Narrow the data below down to the lines containing "styles".

### DATASET:
■ ■ ■ ■ ■
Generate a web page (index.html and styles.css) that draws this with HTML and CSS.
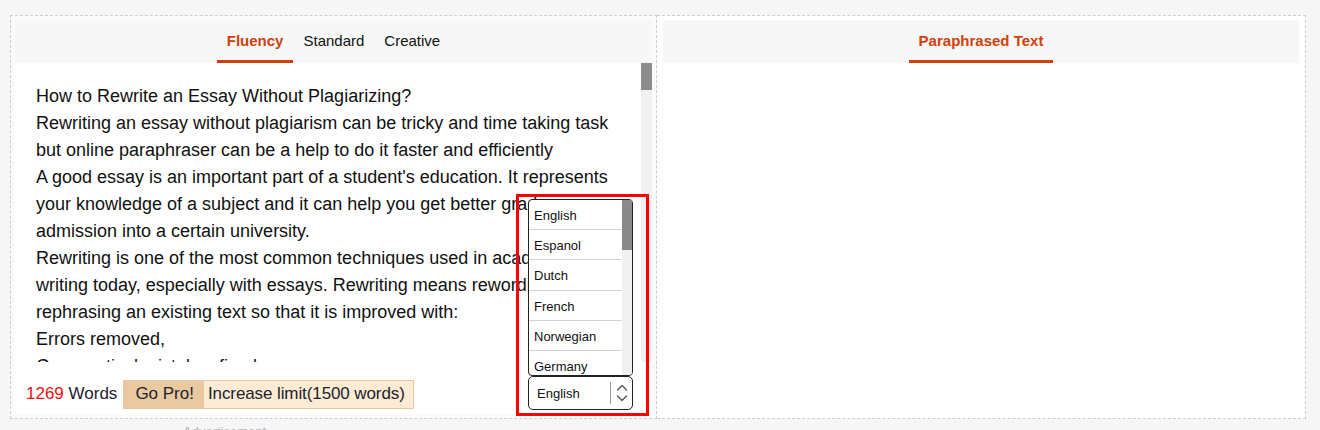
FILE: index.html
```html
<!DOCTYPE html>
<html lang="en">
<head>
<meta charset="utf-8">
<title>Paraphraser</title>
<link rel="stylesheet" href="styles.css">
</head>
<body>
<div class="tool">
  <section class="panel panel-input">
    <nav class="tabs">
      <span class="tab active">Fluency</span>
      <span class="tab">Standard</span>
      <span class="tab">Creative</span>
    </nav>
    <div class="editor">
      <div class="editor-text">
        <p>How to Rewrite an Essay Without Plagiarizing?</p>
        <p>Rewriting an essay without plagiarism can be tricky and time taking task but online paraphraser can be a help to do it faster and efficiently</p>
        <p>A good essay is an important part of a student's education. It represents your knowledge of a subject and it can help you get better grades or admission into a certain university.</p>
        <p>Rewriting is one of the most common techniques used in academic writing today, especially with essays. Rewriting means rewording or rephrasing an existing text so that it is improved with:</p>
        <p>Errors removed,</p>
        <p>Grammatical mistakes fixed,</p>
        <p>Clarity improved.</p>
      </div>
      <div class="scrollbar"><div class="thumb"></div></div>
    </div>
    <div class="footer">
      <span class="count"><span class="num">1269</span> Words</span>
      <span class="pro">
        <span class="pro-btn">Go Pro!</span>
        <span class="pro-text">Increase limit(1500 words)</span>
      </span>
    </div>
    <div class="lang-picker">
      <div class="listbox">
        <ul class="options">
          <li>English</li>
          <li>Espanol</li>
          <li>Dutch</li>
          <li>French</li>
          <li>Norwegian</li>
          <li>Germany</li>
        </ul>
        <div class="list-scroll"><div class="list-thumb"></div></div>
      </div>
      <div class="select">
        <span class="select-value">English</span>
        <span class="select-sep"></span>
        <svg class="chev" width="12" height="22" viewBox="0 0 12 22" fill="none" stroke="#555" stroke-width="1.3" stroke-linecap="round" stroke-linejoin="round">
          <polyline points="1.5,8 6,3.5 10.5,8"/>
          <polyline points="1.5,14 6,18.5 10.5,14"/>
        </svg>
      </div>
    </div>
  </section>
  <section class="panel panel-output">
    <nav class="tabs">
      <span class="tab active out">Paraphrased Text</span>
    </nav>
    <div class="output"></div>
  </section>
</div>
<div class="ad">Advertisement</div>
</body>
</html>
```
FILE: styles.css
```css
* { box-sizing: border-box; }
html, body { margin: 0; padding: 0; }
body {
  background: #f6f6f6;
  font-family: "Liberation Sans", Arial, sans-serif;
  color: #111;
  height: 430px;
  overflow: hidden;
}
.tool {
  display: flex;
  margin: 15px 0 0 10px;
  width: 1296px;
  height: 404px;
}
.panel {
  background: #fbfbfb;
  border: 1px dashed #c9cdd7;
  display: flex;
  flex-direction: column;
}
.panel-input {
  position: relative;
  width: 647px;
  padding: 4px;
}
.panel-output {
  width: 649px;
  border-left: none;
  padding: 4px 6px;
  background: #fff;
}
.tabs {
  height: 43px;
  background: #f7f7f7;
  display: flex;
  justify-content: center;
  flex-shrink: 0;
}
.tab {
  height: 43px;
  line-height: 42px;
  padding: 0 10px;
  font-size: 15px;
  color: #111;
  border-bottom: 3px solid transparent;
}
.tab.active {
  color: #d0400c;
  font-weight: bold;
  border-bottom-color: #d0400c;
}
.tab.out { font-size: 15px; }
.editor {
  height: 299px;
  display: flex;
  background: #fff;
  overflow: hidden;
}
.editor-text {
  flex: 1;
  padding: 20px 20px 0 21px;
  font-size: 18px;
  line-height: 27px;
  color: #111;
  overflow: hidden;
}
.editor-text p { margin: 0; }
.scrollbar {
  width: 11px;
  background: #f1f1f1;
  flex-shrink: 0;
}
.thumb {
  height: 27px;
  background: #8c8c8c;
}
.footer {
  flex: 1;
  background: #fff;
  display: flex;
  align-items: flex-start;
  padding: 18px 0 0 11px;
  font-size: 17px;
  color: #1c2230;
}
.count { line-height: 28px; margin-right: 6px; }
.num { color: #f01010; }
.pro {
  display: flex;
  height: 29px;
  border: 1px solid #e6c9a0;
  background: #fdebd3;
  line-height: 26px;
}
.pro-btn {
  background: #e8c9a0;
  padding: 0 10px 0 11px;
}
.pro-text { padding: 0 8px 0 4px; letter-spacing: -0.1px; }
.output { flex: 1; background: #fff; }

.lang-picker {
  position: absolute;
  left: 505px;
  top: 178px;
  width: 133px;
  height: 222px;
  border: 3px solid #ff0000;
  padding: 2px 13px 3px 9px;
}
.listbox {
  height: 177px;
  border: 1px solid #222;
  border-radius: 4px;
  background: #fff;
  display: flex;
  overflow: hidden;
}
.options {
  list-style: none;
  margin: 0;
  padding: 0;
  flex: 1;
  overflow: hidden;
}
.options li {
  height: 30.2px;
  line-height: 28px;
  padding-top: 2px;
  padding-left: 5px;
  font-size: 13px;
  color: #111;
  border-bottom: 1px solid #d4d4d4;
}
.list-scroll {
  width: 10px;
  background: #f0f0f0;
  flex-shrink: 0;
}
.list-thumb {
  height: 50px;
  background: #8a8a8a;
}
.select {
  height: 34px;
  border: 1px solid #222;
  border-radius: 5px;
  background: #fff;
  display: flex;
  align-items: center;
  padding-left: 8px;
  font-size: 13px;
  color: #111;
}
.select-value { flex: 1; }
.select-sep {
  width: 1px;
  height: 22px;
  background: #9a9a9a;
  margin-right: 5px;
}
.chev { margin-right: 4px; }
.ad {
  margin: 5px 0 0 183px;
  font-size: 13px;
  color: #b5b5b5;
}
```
■ ■ ■ ■ ■
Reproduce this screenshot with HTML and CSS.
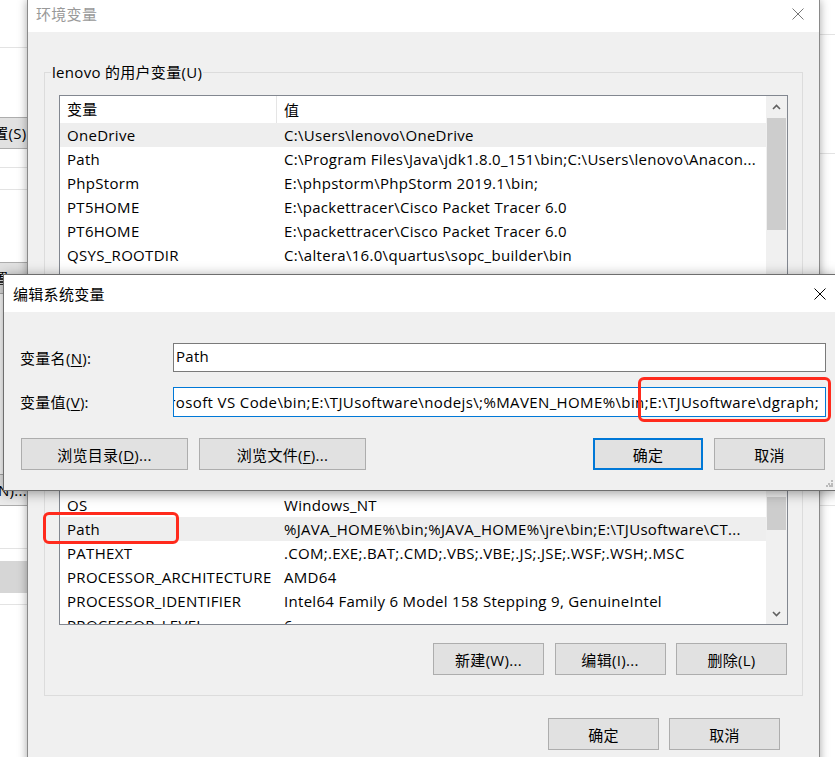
■ ■ ■ ■ ■
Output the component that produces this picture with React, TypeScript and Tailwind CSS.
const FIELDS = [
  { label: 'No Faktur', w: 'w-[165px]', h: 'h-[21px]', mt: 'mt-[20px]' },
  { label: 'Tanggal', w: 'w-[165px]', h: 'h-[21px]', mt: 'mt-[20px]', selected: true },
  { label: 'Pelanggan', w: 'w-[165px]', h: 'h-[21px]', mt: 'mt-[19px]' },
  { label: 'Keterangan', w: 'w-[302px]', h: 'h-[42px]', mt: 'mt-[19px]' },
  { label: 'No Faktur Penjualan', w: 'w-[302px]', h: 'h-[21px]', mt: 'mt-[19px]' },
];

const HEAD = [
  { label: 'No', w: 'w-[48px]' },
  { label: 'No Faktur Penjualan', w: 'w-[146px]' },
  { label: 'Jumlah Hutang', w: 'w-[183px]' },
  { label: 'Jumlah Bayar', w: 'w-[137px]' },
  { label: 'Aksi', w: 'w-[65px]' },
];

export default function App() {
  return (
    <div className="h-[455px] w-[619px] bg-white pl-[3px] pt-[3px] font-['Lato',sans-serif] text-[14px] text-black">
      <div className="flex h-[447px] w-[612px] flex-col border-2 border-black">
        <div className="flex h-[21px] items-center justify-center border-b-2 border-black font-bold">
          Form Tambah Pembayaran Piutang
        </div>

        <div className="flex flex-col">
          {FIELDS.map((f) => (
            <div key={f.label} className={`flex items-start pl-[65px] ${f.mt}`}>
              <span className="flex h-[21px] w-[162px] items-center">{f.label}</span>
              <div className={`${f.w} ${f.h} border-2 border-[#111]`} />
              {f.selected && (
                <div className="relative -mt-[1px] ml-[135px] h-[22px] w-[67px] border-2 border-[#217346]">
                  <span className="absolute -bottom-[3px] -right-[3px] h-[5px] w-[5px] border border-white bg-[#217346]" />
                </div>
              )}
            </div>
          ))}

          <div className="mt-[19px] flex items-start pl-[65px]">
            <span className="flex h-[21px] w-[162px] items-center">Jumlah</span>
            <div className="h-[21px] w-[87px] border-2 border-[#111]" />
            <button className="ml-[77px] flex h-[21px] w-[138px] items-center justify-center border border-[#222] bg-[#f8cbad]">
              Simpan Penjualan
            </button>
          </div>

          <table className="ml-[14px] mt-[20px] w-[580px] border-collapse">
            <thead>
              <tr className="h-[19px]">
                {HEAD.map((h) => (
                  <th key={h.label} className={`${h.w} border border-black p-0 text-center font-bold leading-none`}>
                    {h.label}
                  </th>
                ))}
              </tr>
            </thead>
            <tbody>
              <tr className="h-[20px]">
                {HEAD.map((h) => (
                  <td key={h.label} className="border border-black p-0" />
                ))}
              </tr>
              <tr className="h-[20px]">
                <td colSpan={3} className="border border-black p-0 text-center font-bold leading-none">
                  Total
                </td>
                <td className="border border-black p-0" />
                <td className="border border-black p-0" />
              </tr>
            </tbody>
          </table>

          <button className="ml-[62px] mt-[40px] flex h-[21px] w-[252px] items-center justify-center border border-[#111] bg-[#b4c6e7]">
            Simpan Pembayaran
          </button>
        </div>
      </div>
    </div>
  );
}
■ ■ ■ ■ ■
### EXPECTED ANSWER:
Generate a web page (index.html and styles.css) that draws this with HTML and CSS.
<link rel="stylesheet" href="styles.css">
FILE: styles.css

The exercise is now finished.